[Extracted records]
— Start —

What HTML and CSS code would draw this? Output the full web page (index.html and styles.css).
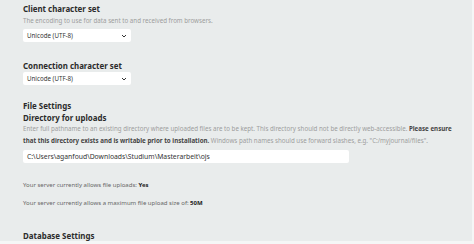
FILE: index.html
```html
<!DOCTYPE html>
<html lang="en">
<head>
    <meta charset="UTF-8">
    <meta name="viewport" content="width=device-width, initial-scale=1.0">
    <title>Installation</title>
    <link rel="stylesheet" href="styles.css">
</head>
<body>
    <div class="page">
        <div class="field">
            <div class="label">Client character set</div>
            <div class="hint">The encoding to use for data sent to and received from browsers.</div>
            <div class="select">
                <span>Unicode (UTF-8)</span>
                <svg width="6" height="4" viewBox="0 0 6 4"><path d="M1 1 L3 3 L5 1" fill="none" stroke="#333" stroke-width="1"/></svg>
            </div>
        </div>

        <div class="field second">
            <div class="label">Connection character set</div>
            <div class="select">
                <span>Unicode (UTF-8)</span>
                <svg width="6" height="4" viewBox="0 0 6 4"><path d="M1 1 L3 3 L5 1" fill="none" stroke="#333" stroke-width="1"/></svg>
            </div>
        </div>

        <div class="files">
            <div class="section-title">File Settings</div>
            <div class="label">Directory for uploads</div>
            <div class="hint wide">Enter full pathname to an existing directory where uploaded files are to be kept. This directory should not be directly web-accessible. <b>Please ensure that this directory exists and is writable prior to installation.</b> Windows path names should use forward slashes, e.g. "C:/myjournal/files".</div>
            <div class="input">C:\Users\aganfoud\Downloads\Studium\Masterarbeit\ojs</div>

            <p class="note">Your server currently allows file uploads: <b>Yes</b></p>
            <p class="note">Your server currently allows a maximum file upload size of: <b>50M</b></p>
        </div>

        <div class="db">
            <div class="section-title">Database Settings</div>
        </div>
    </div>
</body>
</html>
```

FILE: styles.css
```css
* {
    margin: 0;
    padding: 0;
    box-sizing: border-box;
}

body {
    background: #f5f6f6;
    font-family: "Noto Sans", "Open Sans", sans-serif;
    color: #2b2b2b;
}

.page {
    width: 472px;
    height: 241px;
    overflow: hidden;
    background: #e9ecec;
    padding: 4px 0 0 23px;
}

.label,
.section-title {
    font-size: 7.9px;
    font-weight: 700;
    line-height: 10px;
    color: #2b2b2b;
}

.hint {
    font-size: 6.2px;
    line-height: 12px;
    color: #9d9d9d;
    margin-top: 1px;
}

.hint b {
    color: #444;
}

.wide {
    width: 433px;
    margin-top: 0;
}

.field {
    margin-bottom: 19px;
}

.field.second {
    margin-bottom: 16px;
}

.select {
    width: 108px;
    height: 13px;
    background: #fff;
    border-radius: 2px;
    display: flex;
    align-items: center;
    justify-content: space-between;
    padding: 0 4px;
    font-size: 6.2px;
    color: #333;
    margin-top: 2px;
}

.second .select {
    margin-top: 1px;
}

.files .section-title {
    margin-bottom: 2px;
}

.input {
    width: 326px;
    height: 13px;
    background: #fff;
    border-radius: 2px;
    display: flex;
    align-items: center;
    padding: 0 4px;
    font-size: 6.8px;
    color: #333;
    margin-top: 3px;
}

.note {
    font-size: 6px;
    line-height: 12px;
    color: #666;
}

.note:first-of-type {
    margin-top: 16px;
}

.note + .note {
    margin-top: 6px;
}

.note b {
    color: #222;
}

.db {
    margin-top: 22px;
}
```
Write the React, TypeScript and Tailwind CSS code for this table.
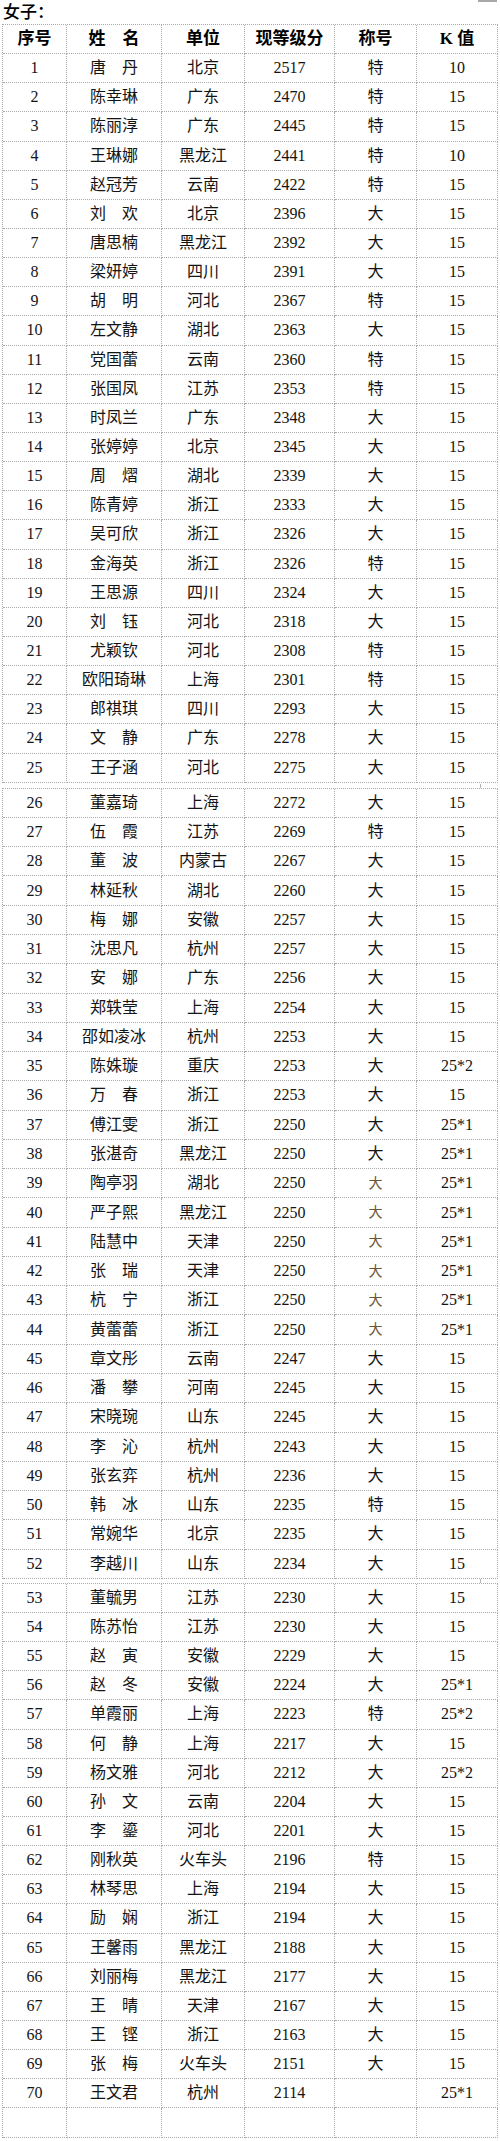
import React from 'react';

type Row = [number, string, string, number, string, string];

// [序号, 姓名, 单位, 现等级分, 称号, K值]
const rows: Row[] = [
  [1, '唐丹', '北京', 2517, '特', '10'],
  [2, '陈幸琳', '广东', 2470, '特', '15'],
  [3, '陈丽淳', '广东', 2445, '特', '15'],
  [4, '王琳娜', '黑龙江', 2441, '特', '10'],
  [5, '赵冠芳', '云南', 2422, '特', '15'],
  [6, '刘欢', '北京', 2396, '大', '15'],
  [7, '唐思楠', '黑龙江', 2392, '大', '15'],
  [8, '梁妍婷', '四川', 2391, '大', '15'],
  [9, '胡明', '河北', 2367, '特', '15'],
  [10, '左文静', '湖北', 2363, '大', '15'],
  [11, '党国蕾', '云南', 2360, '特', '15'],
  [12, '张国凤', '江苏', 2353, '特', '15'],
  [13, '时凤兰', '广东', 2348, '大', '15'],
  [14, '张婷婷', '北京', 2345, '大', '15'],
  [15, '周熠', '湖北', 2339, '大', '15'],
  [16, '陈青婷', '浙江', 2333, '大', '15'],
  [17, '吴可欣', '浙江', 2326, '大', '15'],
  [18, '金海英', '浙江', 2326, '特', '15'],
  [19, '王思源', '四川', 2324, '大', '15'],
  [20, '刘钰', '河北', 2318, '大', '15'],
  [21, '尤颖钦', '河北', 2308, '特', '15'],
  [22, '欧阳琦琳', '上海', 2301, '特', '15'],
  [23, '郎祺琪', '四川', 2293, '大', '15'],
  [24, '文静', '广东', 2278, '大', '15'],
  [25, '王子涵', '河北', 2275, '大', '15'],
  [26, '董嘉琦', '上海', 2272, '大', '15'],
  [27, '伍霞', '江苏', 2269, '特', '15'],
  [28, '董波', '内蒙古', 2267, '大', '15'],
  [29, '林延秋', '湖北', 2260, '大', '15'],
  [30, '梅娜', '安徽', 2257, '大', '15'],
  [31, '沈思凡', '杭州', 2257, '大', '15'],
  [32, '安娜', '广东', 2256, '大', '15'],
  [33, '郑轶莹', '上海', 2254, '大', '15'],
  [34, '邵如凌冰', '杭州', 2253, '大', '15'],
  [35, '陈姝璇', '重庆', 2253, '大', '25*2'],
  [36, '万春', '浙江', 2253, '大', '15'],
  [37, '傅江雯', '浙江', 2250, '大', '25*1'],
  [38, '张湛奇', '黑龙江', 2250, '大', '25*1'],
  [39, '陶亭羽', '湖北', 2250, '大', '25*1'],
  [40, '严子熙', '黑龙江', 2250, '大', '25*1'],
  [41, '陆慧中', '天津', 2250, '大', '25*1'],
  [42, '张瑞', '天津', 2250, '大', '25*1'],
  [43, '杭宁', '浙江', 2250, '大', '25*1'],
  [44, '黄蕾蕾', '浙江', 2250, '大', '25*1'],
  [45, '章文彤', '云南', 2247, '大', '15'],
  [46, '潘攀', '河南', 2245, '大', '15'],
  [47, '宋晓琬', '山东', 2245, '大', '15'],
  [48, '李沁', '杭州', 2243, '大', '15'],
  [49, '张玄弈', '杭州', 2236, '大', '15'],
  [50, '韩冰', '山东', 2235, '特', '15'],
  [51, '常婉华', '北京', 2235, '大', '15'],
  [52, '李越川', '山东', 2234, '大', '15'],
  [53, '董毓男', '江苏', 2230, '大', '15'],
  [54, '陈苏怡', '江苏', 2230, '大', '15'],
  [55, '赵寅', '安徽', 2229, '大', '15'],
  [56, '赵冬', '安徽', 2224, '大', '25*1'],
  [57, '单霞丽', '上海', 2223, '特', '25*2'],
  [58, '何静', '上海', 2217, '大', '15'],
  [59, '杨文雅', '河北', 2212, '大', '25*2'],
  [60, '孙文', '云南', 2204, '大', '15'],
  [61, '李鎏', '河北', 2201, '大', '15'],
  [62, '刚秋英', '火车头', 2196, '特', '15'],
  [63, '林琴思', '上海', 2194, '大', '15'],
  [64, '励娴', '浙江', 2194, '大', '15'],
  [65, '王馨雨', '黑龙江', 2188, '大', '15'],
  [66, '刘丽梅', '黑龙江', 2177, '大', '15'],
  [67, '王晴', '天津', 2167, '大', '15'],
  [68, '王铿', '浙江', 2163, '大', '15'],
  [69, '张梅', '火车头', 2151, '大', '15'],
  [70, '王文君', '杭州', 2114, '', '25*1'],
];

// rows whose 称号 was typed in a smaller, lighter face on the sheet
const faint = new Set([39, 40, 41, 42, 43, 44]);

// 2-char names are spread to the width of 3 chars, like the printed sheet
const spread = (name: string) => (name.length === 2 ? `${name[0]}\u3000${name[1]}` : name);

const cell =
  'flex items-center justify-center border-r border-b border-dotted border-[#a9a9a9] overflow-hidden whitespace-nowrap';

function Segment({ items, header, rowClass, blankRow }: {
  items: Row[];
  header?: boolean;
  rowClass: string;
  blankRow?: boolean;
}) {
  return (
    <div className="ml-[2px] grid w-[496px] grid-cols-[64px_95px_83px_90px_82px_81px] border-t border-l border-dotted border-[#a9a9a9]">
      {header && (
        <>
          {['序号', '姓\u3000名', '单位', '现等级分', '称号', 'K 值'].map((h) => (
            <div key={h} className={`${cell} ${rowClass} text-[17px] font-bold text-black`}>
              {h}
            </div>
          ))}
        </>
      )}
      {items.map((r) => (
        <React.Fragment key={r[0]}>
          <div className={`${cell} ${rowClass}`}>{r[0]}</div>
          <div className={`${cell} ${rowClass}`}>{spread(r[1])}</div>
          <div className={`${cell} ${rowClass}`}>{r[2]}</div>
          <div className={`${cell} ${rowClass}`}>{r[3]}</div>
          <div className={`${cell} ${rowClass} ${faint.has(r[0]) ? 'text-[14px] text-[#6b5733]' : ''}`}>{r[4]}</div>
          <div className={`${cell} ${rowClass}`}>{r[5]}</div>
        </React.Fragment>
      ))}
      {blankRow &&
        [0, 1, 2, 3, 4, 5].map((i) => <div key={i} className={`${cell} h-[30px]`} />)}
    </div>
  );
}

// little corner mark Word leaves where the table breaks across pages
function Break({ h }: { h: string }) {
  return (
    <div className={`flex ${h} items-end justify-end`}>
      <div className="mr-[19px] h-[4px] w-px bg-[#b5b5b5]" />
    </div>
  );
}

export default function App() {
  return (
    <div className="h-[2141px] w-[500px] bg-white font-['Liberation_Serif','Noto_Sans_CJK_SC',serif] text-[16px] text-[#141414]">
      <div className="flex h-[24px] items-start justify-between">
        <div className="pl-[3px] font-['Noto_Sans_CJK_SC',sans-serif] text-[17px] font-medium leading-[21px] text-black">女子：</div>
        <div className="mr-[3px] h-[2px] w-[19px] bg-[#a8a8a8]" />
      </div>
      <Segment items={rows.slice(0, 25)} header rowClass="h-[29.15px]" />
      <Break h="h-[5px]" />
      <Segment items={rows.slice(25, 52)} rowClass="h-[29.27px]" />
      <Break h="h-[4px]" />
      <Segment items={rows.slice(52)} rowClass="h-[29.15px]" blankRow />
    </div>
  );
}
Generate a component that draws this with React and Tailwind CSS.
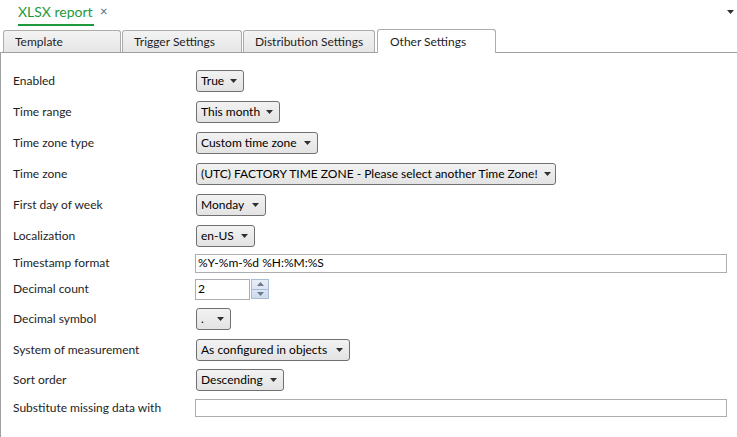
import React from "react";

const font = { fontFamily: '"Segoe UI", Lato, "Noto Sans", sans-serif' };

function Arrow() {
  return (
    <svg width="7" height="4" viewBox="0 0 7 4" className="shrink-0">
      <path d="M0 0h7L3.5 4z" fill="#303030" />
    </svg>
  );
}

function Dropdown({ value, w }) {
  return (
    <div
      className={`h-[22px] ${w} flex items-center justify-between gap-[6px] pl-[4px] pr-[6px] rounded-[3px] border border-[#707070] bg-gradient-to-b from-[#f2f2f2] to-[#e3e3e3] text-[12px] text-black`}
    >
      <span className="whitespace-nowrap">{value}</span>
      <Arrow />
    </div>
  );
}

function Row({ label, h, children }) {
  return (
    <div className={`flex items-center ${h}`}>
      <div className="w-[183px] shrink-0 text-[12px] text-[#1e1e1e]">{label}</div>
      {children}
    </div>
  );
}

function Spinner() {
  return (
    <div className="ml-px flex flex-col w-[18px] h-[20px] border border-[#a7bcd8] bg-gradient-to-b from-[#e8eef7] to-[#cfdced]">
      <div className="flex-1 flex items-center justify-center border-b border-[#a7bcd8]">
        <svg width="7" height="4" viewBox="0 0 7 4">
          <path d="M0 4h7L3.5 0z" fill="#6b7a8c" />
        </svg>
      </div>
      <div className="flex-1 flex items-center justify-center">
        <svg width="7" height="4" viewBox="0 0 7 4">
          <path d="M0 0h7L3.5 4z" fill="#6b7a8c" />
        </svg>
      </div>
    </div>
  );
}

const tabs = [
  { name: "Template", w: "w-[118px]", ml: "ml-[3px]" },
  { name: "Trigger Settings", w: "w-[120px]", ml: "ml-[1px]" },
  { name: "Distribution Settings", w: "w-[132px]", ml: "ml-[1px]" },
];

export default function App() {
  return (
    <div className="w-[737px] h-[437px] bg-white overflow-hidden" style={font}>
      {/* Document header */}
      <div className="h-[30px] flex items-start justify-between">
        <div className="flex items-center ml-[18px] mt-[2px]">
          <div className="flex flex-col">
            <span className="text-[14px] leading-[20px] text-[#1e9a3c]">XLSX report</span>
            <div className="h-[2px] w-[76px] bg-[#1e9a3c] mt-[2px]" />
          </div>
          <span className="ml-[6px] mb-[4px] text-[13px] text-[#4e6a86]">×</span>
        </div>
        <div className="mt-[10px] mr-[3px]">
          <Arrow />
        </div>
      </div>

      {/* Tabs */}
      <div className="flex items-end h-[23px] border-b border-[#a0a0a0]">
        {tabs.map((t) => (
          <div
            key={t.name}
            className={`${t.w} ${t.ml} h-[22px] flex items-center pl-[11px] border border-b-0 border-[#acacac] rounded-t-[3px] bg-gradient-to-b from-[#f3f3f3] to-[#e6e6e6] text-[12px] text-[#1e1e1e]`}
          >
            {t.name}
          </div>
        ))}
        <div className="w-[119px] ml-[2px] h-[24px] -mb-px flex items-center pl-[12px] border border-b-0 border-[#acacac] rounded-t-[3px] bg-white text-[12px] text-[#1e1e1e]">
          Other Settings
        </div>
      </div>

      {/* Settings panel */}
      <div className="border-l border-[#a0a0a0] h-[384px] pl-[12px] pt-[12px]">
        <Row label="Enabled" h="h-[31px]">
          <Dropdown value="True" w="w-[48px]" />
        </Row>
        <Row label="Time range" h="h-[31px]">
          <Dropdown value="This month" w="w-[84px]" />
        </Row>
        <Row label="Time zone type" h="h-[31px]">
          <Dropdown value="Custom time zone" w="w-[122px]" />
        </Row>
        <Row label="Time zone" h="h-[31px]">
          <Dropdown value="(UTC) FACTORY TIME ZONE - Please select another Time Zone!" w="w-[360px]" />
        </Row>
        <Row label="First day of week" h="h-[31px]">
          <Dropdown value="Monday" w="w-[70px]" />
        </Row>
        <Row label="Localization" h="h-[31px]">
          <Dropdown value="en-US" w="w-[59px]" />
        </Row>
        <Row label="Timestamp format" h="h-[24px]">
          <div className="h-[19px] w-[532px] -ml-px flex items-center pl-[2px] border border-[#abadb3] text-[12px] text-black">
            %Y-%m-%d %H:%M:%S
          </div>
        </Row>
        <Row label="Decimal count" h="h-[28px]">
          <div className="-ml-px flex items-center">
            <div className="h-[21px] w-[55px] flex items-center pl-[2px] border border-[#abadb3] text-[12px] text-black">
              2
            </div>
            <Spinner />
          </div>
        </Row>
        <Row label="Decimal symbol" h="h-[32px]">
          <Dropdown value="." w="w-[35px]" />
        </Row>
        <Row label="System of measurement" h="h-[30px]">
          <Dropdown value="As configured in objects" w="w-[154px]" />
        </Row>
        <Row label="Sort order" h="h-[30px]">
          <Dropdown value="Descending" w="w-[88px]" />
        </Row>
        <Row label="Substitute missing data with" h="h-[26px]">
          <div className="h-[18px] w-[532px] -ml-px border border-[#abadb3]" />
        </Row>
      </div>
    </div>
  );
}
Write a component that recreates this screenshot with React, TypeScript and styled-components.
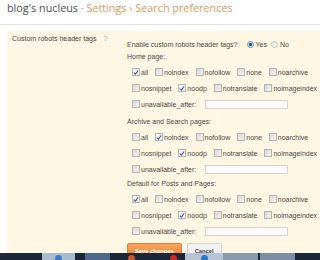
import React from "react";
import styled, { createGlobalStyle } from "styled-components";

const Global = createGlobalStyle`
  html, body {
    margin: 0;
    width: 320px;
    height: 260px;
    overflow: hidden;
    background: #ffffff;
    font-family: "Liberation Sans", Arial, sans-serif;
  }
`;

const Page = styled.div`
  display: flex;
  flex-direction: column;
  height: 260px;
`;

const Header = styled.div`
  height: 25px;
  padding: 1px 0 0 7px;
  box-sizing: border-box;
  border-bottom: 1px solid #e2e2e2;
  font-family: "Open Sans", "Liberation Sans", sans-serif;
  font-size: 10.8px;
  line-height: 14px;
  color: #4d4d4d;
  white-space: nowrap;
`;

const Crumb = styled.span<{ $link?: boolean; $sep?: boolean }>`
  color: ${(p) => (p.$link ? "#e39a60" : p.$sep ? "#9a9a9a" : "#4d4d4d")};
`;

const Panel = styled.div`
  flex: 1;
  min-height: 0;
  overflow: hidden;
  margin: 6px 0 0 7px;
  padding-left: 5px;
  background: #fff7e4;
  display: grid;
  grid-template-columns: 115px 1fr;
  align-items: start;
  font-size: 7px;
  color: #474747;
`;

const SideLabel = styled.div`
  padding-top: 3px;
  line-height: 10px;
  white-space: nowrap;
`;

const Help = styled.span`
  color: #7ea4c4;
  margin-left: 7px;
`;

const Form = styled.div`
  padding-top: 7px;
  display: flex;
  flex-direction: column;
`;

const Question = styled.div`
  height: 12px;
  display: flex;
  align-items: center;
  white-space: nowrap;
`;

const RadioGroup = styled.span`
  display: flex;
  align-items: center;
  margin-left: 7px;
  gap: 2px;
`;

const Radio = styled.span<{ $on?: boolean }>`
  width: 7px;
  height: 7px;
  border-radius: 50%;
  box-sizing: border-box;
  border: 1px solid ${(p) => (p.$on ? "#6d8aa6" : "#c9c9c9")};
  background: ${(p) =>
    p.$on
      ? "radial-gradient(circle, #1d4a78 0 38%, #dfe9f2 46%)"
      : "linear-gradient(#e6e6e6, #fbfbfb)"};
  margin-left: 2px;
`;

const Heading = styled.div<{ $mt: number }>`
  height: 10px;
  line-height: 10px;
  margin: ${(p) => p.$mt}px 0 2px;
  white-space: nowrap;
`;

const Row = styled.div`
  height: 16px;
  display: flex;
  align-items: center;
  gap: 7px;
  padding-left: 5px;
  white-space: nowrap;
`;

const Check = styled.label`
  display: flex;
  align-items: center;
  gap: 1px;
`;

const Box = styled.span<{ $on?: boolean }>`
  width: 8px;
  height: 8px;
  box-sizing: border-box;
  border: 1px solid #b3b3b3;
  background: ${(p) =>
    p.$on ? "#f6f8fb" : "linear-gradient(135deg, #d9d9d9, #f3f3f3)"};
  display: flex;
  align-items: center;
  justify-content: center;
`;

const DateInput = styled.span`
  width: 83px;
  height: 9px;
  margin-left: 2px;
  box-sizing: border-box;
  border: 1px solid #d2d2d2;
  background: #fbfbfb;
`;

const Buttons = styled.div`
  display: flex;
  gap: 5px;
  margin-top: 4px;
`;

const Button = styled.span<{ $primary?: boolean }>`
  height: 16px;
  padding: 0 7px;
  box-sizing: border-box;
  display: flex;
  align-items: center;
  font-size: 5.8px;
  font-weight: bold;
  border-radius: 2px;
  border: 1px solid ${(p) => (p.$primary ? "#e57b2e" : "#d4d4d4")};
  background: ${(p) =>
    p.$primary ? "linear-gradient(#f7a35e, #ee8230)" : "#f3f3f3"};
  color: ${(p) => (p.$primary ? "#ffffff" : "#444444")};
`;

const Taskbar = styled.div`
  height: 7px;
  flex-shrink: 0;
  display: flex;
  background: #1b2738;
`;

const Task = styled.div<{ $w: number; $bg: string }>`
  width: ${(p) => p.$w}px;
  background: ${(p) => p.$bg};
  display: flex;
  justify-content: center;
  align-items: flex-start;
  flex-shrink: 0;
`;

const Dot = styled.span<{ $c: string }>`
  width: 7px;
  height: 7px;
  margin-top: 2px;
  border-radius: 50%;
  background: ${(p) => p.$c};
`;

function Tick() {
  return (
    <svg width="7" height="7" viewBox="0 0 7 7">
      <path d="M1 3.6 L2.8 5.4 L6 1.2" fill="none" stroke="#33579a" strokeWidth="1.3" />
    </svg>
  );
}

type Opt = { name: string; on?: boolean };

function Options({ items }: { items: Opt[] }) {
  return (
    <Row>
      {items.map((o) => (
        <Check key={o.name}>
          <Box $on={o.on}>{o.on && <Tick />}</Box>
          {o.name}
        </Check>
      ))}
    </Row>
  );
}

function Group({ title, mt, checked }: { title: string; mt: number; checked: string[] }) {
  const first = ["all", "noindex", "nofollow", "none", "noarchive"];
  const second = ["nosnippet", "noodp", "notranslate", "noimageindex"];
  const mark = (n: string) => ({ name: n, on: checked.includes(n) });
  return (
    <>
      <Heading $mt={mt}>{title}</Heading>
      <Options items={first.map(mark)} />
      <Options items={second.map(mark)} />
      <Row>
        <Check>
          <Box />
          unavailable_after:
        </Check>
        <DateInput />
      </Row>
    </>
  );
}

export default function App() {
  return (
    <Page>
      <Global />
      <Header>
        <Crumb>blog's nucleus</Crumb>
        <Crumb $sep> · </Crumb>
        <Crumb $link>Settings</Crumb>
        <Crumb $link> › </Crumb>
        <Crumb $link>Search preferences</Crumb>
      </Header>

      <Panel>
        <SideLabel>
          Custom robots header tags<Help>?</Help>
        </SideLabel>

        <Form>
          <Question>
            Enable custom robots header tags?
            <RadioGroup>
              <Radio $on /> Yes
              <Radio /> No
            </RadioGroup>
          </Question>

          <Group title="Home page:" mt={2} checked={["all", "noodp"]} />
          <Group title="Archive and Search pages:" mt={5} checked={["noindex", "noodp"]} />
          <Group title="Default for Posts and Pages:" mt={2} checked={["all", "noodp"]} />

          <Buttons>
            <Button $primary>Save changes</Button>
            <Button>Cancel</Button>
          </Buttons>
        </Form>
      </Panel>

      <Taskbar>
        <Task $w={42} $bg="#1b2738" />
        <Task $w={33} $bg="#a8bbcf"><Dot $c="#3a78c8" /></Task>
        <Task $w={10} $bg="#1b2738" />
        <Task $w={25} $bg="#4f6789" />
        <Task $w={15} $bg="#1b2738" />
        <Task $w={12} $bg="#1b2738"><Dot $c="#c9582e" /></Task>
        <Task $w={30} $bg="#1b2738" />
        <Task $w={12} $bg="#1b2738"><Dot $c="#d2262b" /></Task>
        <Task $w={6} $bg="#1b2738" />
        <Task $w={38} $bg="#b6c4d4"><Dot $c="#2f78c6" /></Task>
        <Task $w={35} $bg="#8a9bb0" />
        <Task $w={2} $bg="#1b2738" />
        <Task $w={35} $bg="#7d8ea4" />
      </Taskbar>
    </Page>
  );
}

— End —

**Task details**
Give the count of lines in the data above that hold the string "TypeScript", with no additional words.

**Exercise response**
2